▸ DIRECTIONS
Collect all lines below with the string "React".

▸ DATA SEGMENT
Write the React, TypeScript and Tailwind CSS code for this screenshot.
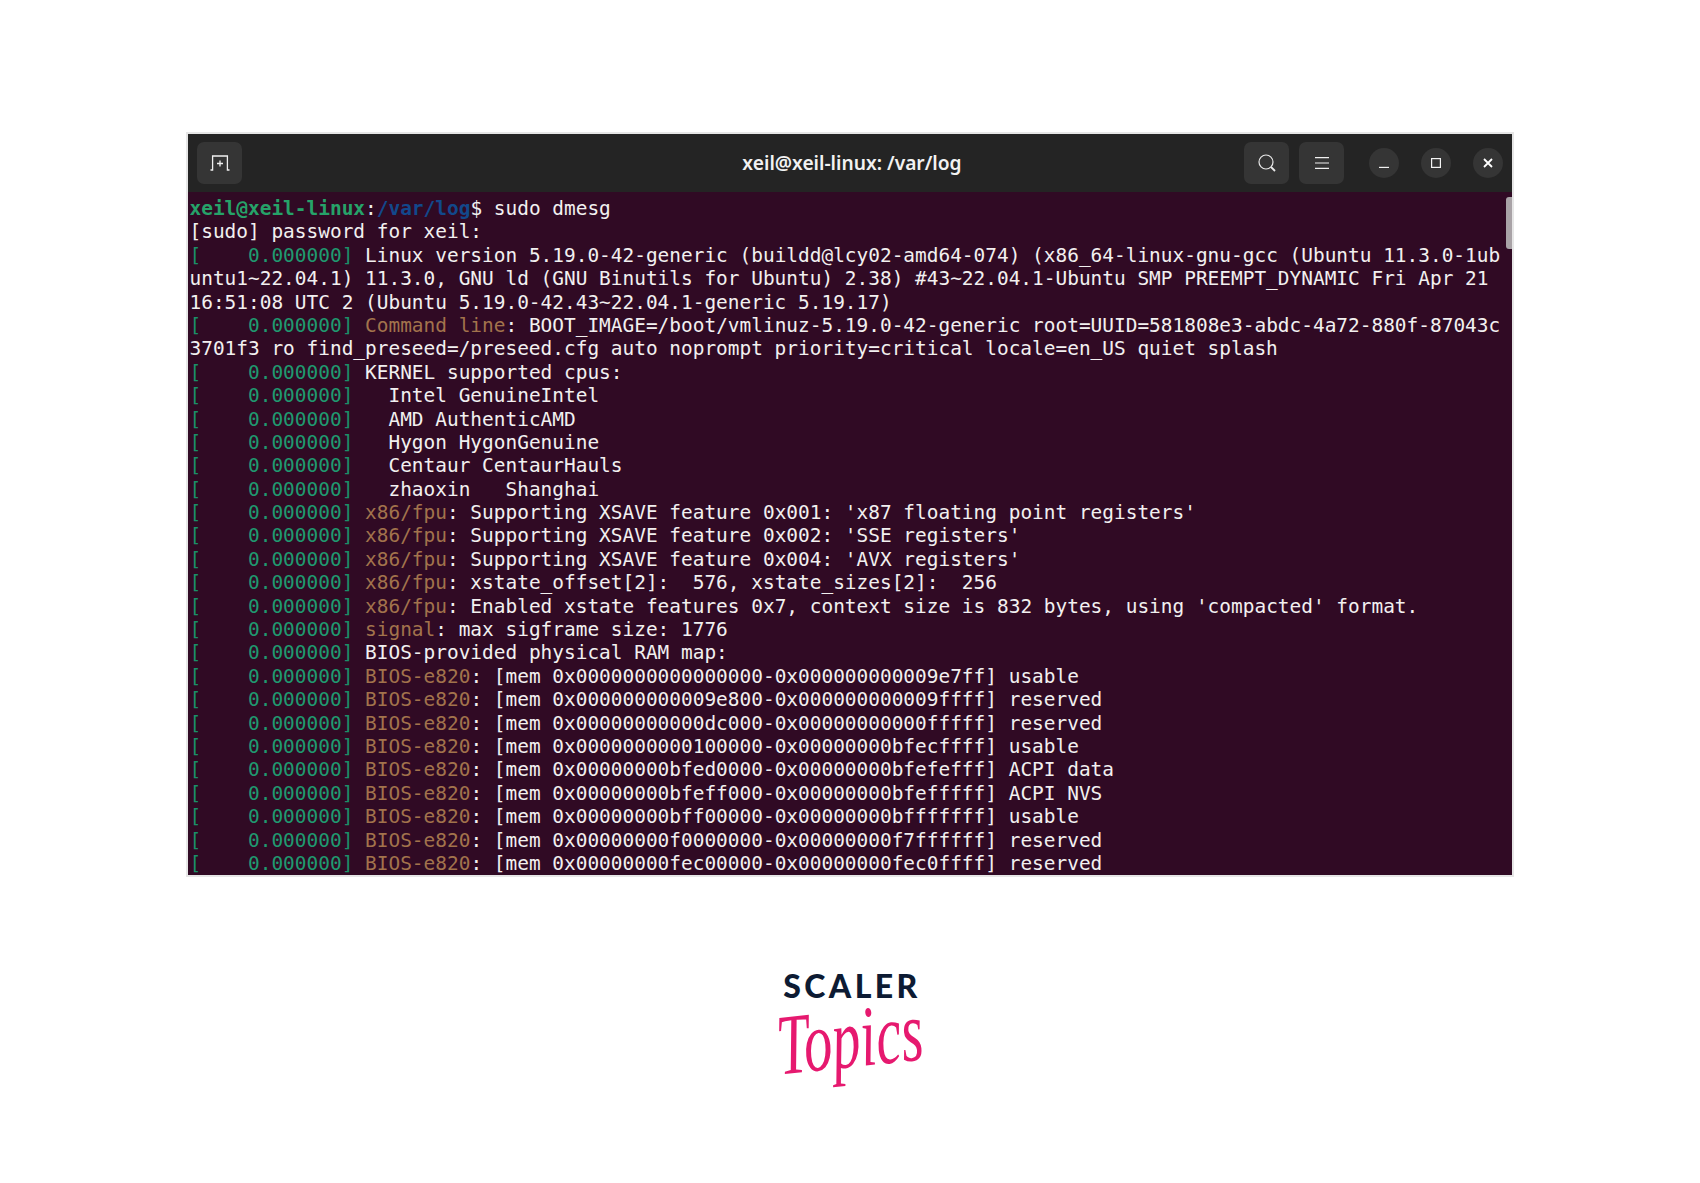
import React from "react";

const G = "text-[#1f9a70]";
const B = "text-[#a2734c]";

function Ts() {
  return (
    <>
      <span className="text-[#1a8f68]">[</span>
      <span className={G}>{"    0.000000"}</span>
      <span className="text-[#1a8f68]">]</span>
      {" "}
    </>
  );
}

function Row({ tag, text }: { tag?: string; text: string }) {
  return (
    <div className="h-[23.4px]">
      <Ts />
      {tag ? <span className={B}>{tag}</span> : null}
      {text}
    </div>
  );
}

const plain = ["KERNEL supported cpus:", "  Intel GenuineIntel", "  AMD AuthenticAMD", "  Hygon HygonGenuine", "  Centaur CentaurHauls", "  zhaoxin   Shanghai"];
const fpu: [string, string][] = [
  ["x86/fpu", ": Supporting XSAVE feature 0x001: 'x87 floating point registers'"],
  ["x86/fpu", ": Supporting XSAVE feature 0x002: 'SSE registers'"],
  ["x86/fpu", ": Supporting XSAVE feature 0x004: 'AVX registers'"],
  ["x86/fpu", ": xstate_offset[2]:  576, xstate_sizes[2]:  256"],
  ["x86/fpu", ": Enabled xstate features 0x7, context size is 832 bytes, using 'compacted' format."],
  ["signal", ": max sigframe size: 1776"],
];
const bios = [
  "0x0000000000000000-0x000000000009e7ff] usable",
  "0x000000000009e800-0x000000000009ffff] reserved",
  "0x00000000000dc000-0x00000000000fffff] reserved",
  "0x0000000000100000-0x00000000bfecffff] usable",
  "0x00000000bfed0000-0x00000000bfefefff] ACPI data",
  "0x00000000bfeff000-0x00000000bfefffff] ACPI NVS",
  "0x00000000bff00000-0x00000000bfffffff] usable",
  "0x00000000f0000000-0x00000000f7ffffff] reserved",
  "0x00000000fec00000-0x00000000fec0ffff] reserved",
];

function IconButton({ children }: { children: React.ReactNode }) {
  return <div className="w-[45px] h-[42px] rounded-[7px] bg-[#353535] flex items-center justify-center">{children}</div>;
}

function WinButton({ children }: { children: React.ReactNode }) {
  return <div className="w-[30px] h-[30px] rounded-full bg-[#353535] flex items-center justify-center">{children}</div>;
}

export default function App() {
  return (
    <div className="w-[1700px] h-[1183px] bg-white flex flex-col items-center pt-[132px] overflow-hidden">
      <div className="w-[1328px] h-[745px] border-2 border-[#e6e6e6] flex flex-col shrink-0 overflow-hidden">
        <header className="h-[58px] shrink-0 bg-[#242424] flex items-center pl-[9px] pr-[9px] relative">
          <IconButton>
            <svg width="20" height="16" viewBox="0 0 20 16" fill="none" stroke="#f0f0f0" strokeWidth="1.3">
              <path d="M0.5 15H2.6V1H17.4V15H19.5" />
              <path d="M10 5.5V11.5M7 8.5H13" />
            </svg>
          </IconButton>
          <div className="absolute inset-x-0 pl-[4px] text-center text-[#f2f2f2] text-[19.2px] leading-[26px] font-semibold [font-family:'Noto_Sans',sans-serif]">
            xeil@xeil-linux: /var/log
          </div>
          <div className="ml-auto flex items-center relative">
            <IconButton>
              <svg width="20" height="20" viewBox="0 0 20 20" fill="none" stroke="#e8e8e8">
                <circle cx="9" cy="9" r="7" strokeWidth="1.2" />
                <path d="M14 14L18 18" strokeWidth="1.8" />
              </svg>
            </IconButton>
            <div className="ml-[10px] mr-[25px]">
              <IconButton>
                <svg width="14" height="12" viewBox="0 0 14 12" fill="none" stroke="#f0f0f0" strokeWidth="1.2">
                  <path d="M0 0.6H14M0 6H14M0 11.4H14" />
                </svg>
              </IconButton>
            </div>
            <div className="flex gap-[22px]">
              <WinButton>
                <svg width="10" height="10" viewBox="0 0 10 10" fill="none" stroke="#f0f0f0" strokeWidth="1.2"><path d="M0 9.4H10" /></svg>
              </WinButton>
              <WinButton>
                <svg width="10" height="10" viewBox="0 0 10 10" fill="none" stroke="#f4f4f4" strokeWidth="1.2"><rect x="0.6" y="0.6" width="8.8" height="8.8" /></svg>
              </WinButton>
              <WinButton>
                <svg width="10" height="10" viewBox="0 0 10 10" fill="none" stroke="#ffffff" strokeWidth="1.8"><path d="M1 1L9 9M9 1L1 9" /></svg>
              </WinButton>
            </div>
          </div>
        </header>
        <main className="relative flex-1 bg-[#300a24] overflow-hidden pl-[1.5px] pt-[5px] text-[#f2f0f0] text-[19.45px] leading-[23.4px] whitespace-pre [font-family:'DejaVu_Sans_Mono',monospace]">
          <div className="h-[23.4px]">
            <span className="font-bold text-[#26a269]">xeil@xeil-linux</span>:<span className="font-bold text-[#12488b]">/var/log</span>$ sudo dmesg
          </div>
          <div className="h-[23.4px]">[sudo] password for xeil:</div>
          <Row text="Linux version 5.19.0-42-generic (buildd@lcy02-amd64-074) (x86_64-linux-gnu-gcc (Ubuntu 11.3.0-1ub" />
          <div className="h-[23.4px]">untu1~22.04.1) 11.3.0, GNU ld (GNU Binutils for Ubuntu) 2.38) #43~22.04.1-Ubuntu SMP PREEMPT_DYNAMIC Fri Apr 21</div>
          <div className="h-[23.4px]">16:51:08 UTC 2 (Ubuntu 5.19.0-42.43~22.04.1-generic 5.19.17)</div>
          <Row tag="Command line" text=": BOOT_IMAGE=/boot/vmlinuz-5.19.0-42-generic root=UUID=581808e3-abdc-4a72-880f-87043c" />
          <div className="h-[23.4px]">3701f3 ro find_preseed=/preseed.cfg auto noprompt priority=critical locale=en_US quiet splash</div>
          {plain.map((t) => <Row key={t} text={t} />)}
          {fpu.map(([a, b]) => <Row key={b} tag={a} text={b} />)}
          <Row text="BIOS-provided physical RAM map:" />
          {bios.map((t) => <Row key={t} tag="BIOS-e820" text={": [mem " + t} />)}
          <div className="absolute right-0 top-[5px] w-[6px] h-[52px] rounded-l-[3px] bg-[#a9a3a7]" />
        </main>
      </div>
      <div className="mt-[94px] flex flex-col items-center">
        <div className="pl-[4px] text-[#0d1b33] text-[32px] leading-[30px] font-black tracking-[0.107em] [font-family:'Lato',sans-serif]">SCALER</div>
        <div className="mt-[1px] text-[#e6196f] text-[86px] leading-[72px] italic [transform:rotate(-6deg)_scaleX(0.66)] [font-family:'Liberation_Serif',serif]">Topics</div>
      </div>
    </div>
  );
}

▸ OUTPUT
Write the React, TypeScript and Tailwind CSS code for this screenshot.
import React from "react";
function IconButton({ children }: { children: React.ReactNode }) {
function WinButton({ children }: { children: React.ReactNode }) {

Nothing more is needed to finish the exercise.